With local businesses struggling, Sycamore city officials aim to waive restaurant, bar tax for October

Matthew Apgar - mapgar@shawmedia.com
A sign is photographed on Thursday, July 6, 2017 in Sycamore.
Matthew Apgar - mapgar@shawmedia.com A sign is photographed on Thursday, July 6, 2017 in Sycamore.

SYCAMORE –Sycamore city officials are looking to share some general fund budget surplus proceeds with local restaurants and bars struggling to stay afloat amid the COVID-19 pandemic.

Sycamore City Manager Brian Gregory said during the Monday, Oct. 19 City Council meeting the city finished the year strong with a positive general fund balance of more than $860,000. He said that came after city officials worked together to tighten their belts any way possible and that the city continues to do so.

“I’m recommending that the City Council waive October restaurant and bar tax for our restaurants and bars that are in good standing," Gregory said. "And so what that would do is that it would provide some relief for these businesses that have been impacted by these mitigation rules that [Illinois] Gov. [JB] Pritzker has put out.”

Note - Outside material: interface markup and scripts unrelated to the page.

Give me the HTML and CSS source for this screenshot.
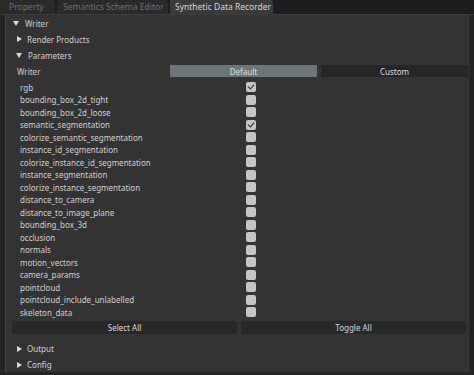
FILE: index.html
```html
<!DOCTYPE html>
<html lang="en">

<head>
    <meta charset="UTF-8">
    <title>Synthetic Data Recorder</title>
    <link rel="stylesheet" href="styles.css">
</head>

<body>
    <div class="tabs">
        <div class="tab">Property</div>
        <div class="tab">Semantics Schema Editor</div>
        <div class="tab active">Synthetic Data Recorder</div>
    </div>

    <div class="panel">
        <div class="section top">
            <span class="arrow down"></span>Writer
        </div>
        <div class="section sub">
            <span class="arrow right"></span>Render Products
        </div>
        <div class="section sub">
            <span class="arrow down"></span>Parameters
        </div>

        <div class="writer-row">
            <span class="label">Writer</span>
            <div class="combo">
                <button class="combo-btn selected">Default</button>
                <button class="combo-btn">Custom</button>
            </div>
        </div>

        <div class="params">
            <div class="param"><span>rgb</span><span class="check on"></span></div>
            <div class="param"><span>bounding_box_2d_tight</span><span class="check"></span></div>
            <div class="param"><span>bounding_box_2d_loose</span><span class="check"></span></div>
            <div class="param"><span>semantic_segmentation</span><span class="check on"></span></div>
            <div class="param"><span>colorize_semantic_segmentation</span><span class="check"></span></div>
            <div class="param"><span>instance_id_segmentation</span><span class="check"></span></div>
            <div class="param"><span>colorize_instance_id_segmentation</span><span class="check"></span></div>
            <div class="param"><span>instance_segmentation</span><span class="check"></span></div>
            <div class="param"><span>colorize_instance_segmentation</span><span class="check"></span></div>
            <div class="param"><span>distance_to_camera</span><span class="check"></span></div>
            <div class="param"><span>distance_to_image_plane</span><span class="check"></span></div>
            <div class="param"><span>bounding_box_3d</span><span class="check"></span></div>
            <div class="param"><span>occlusion</span><span class="check"></span></div>
            <div class="param"><span>normals</span><span class="check"></span></div>
            <div class="param"><span>motion_vectors</span><span class="check"></span></div>
            <div class="param"><span>camera_params</span><span class="check"></span></div>
            <div class="param"><span>pointcloud</span><span class="check"></span></div>
            <div class="param"><span>pointcloud_include_unlabelled</span><span class="check"></span></div>
            <div class="param"><span>skeleton_data</span><span class="check"></span></div>
        </div>

        <div class="actions">
            <button class="action-btn">Select All</button>
            <button class="action-btn">Toggle All</button>
        </div>

        <div class="section sub">
            <span class="arrow right"></span>Output
        </div>
        <div class="section sub">
            <span class="arrow right"></span>Config
        </div>
    </div>
</body>

</html>
```

FILE: styles.css
```css
* {
    margin: 0;
    padding: 0;
    box-sizing: border-box;
}

body {
    font-family: "Noto Sans", "DejaVu Sans", sans-serif;
    font-size: 8px;
    background: #232323;
    color: #cfcfcf;
    width: 474px;
    height: 375px;
    overflow: hidden;
}

.tabs {
    display: flex;
    height: 15px;
    background: #1d1d1f;
    border-bottom: 1px solid #3c3c3c;
}

.tab {
    height: 14px;
    line-height: 14px;
    padding: 0 0 0 9px;
    margin-right: 2px;
    background: #2a2a2a;
    color: #6e6e6e;
    font-size: 8.5px;
    white-space: nowrap;
    overflow: hidden;
    border-radius: 0 3px 0 0;
}

.tab:first-child {
    width: 55px;
}

.tab:nth-child(2) {
    width: 111px;
    padding-left: 6px;
}

.tab.active {
    width: 103px;
    padding-left: 5px;
    background: #3a3a3a;
    color: #d4d4d4;
}

.panel {
    margin-left: 5px;
    margin-right: 4px;
    height: 358px;
    background: #333333;
    border-left: 1px solid #414141;
    border-right: 1px solid #2a2a2a;
    border-bottom: 1px solid #262626;
}

.section {
    display: flex;
    align-items: center;
    height: 16px;
}

.section.top {
    padding-left: 7px;
    margin-top: 0px;
}

.section.sub {
    padding-left: 10px;
}

.arrow {
    display: inline-block;
    width: 0;
    height: 0;
    margin-right: 5px;
}

.arrow.down {
    border-left: 3px solid transparent;
    border-right: 3px solid transparent;
    border-top: 5px solid #d8d8d8;
    margin-left: 0;
    margin-right: 6px;
}

.arrow.right {
    border-top: 3px solid transparent;
    border-bottom: 3px solid transparent;
    border-left: 5px solid #d8d8d8;
    margin-left: 1px;
    margin-right: 5px;
}

.writer-row {
    display: flex;
    align-items: center;
    height: 16px;
    padding-left: 11px;
}

.writer-row .label {
    width: 153px;
}

.combo {
    display: flex;
    gap: 4px;
}

.combo-btn {
    width: 147px;
    height: 12px;
    border: none;
    font-family: inherit;
    font-size: 8px;
    color: #dedede;
    background: #262626;
}

.combo-btn.selected {
    background: #6b7777;
}

.params {
    padding-left: 14px;
    padding-top: 2px;
}

.param {
    display: grid;
    grid-template-columns: 226px 10px;
    align-items: center;
    height: 12.5px;
}

.check {
    width: 10px;
    height: 10px;
    border-radius: 2px;
    background: #c5c5c5;
    position: relative;
}

.check.on::after {
    content: "";
    position: absolute;
    left: 3px;
    top: 1px;
    width: 3px;
    height: 5px;
    border-right: 1.5px solid #2a2a2a;
    border-bottom: 1.5px solid #2a2a2a;
    transform: rotate(40deg);
}

.actions {
    display: flex;
    gap: 4px;
    padding-left: 6px;
    margin-top: 2px;
    margin-bottom: 7px;
}

.action-btn {
    width: 225px;
    height: 13px;
    border: none;
    background: #282828;
    color: #d8d8d8;
    font-family: inherit;
    font-size: 8px;
}
```
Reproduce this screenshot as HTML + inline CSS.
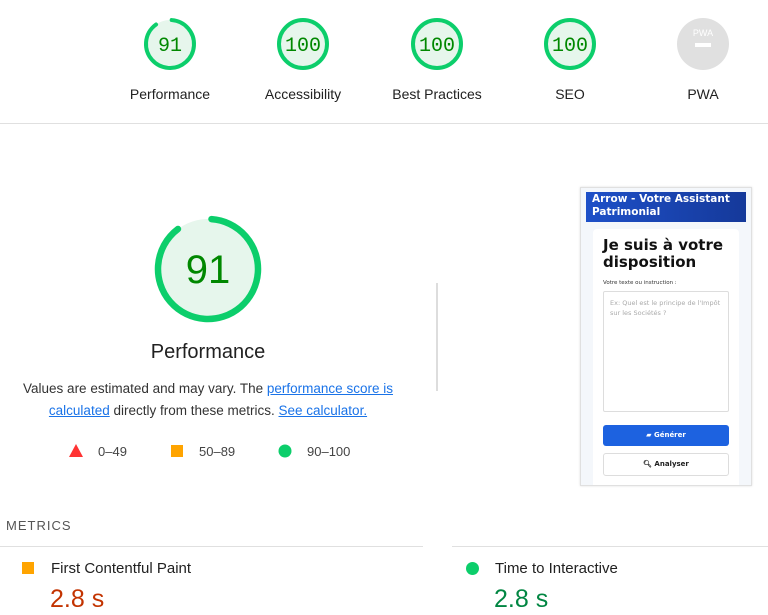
<!DOCTYPE html>
<html><head><style>
body{margin:0;width:768px;height:615px;overflow:hidden;background:#fff;font-family:"Liberation Sans",sans-serif;color:#212121;position:relative}
.a{position:absolute}
.lbl{position:absolute;width:140px;text-align:center;font-size:14px;top:86px}
</style></head><body>
<svg class="a" style="left:0;top:0" width="768" height="125">
<g fill="#e6f6ec" stroke="#0cce6b" stroke-width="4" stroke-linecap="round">
<circle cx="170" cy="44" r="24" stroke-dasharray="134 200" transform="rotate(-86 170 44)"/>
<circle cx="303" cy="44" r="24"/><circle cx="437" cy="44" r="24"/><circle cx="570" cy="44" r="24"/>
</g>
<circle cx="703" cy="44" r="26" fill="#e0e0e0"/>
<rect x="695" y="43" width="16" height="4" fill="#fff"/>
<text x="703" y="36" font-size="9" fill="#fff" text-anchor="middle" font-family="Liberation Sans">PWA</text>
<g font-family="Liberation Mono" font-size="20" fill="#008800" text-anchor="middle">
<text x="170" y="51">91</text><text x="303" y="51">100</text><text x="437" y="51">100</text><text x="570" y="51">100</text></g>
<line x1="0" y1="123.5" x2="768" y2="123.5" stroke="#e0e0e0"/>
</svg>
<div class="lbl" style="left:100px">Performance</div>
<div class="lbl" style="left:233px">Accessibility</div>
<div class="lbl" style="left:367px">Best Practices</div>
<div class="lbl" style="left:500px">SEO</div>
<div class="lbl" style="left:633px">PWA</div>

<svg class="a" style="left:150px;top:211px" width="116" height="116">
<circle cx="58" cy="58" r="50" fill="#e6f6ec" stroke="#0cce6b" stroke-width="6.5" stroke-linecap="round" stroke-dasharray="278 400" transform="rotate(-86 58 58)"/>
<text x="58" y="72" font-family="Liberation Sans" font-size="40" fill="#008800" text-anchor="middle">91</text>
</svg>
<div class="a" style="left:0;width:416px;top:341px;text-align:center;font-size:20px">Performance</div>
<div class="a" style="left:20px;width:376px;top:378px;text-align:center;font-size:13.5px;line-height:22px;color:#333">Values are estimated and may vary. The <span style="color:#1a73e8;text-decoration:underline">performance score is calculated</span> directly from these metrics. <span style="color:#1a73e8;text-decoration:underline">See calculator.</span></div>
<svg class="a" style="left:68px;top:443px" width="300" height="16">
<polygon points="8,1 15,14 1,14" fill="#f33"/>
<rect x="103" y="2" width="12" height="12" fill="#ffa400"/>
<circle cx="217" cy="8" r="6.5" fill="#0cce6b"/>
</svg>
<div class="a" style="left:98px;top:444px;font-size:13px;color:#444">0–49</div>
<div class="a" style="left:199px;top:444px;font-size:13px;color:#444">50–89</div>
<div class="a" style="left:307px;top:444px;font-size:13px;color:#444">90–100</div>
<div class="a" style="left:436px;top:283px;width:2px;height:108px;background:#ddd"></div>

<div class="a" style="left:580px;top:187px;width:170px;height:297px;border:1px solid #e0e0e0;box-shadow:0 0 2px #ddd;background:#f4f7fb;overflow:hidden">
<div style="margin:4px 5px 0;height:30px;background:linear-gradient(90deg,#1e50c8,#15399a);color:#fff;font:bold 10.5px 'DejaVu Sans',sans-serif;padding:1px 6px;line-height:13px;box-sizing:border-box">Arrow - Votre Assistant Patrimonial</div>
<div style="margin:7px 12px 0;background:#fff;border-radius:4px;height:260px;padding:8px 10px 0;font-family:'DejaVu Sans',sans-serif">
<div style="font-weight:bold;font-size:15px;line-height:17px;color:#111">Je suis à votre disposition</div>
<div style="font-size:5.5px;margin-top:9px;color:#333">Votre texte ou instruction :</div>
<div style="margin-top:5px;height:121px;border:1px solid #ddd;border-radius:2px;font-size:6.5px;color:#aaa;padding:6px;box-sizing:border-box;line-height:10px">Ex: Quel est le principe de l'Impôt sur les Sociétés ?</div>
<div style="margin-top:13px;height:21px;background:#1d62e0;border-radius:3px;color:#fff;font-size:7px;font-weight:bold;text-align:center;line-height:21px">▰ Générer</div>
<div style="margin-top:7px;height:21px;border:1px solid #ddd;border-radius:3px;color:#222;font-size:7px;font-weight:bold;text-align:center;line-height:21px">🔍︎ Analyser</div>
</div></div>

<div class="a" style="left:6px;top:518px;font-size:13px;letter-spacing:1px;color:#555">METRICS</div>
<div class="a" style="left:0;top:546px;width:423px;height:1px;background:#e0e0e0"></div>
<div class="a" style="left:452px;top:546px;width:316px;height:1px;background:#e0e0e0"></div>
<div class="a" style="left:22px;top:562px;width:12px;height:12px;background:#ffa400"></div>
<div class="a" style="left:51px;top:560px;font-size:15px">First Contentful Paint</div>
<div class="a" style="left:50px;top:585px;font-size:25px;color:#c33300">2.8 s</div>
<div class="a" style="left:466px;top:562px;width:13px;height:13px;border-radius:50%;background:#0cce6b"></div>
<div class="a" style="left:495px;top:560px;font-size:15px">Time to Interactive</div>
<div class="a" style="left:494px;top:585px;font-size:25px;color:#018642">2.8 s</div>
</body></html>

Gregory said he wanted to first get council feedback before bringing the proposal back for an official vote during the City Council's next meeting scheduled for Nov. 2.

Gregory also encouraged the community to support local businesses who have been especially challenged by the economic effects of the pandemic.

"I know it’s easy to go online and purchase something," Gregory said. "But if you can call or do curbside pickup at a local business, you’re going to help them bridge this gap that COVID-19 has created and hopefully come out on the other end successful and still part of our sycamore community.”

Gregory also said budget surplus funds also would be used to make larger contributions to the city's pension systems.

City council members expressed unanimous support for the proposal and for it to come back for an official vote next month.

“It makes a lot of simple sense,” Ward 1 Alderman Josh Huseman said.

Following voiced support for the proposal from city aldermen, Gregory said he would begin to let restaurants and bars know what’s coming.

“Hopefully it will provide some relief during these challenging times."